Layout and UX guidance for the dashboard:

  • Place summary KPIs (payroll burn, fixed vs variable split, DPO) at the top-left for fast reading.

  • Use a stacked bar or area chart to show monthly fixed vs variable outflows, and a table with slicers to drill to vendor or department level.

  • Use structured Excel tables and Power Query for refreshable data; expose slicers for payment term, department, and period to support interactive exploration.
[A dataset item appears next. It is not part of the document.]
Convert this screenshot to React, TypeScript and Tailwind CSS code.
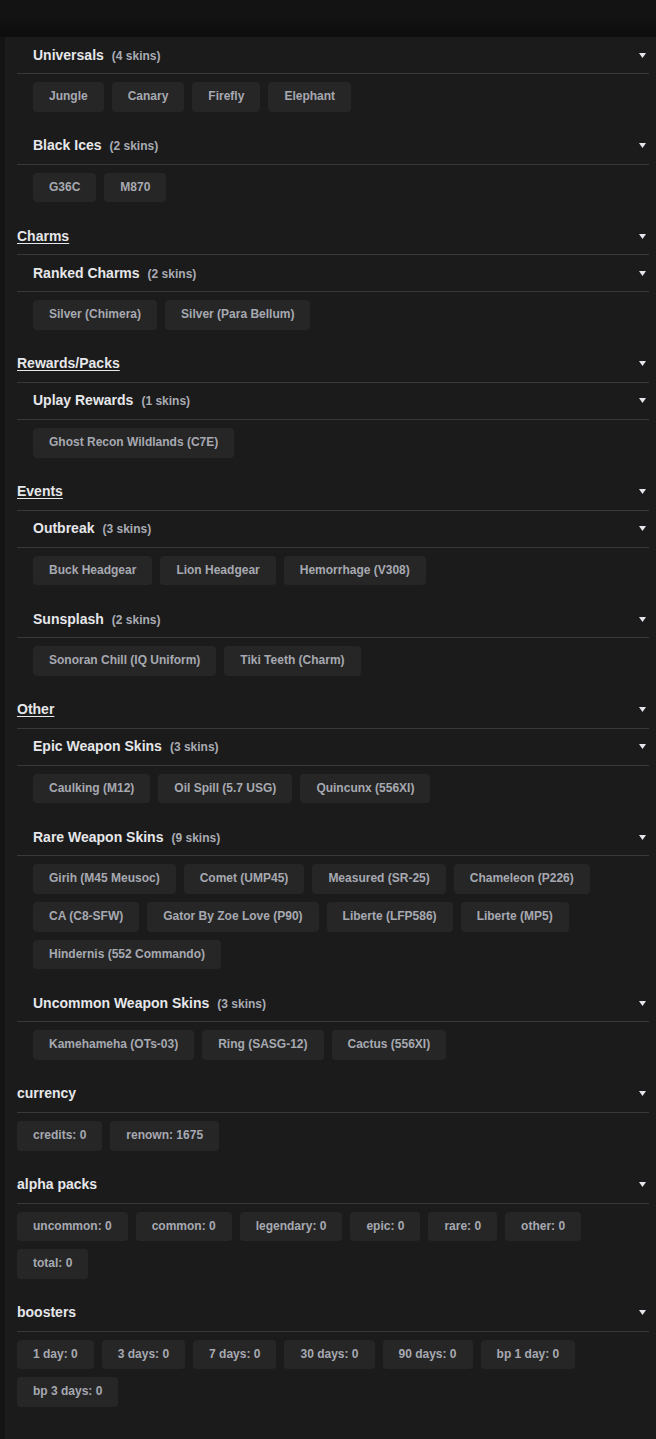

Plan for capital expenditures and planned investments


Separate CapEx from operating cash flows. Build a capex pipeline table that records project name, approval status, estimated cash spend by month, funding source, and depreciation treatment. Source this from capital approval logs, project managers, and finance approvals; update after each approval or change.

Steps and best practices:

  • Create a month-by-month capex schedule in Excel and link it to the main cash forecast as a distinct outflow line.

  • Maintain a version-stamped capex register with owner, milestone dates, and committed vs planned spend to prevent double-counting.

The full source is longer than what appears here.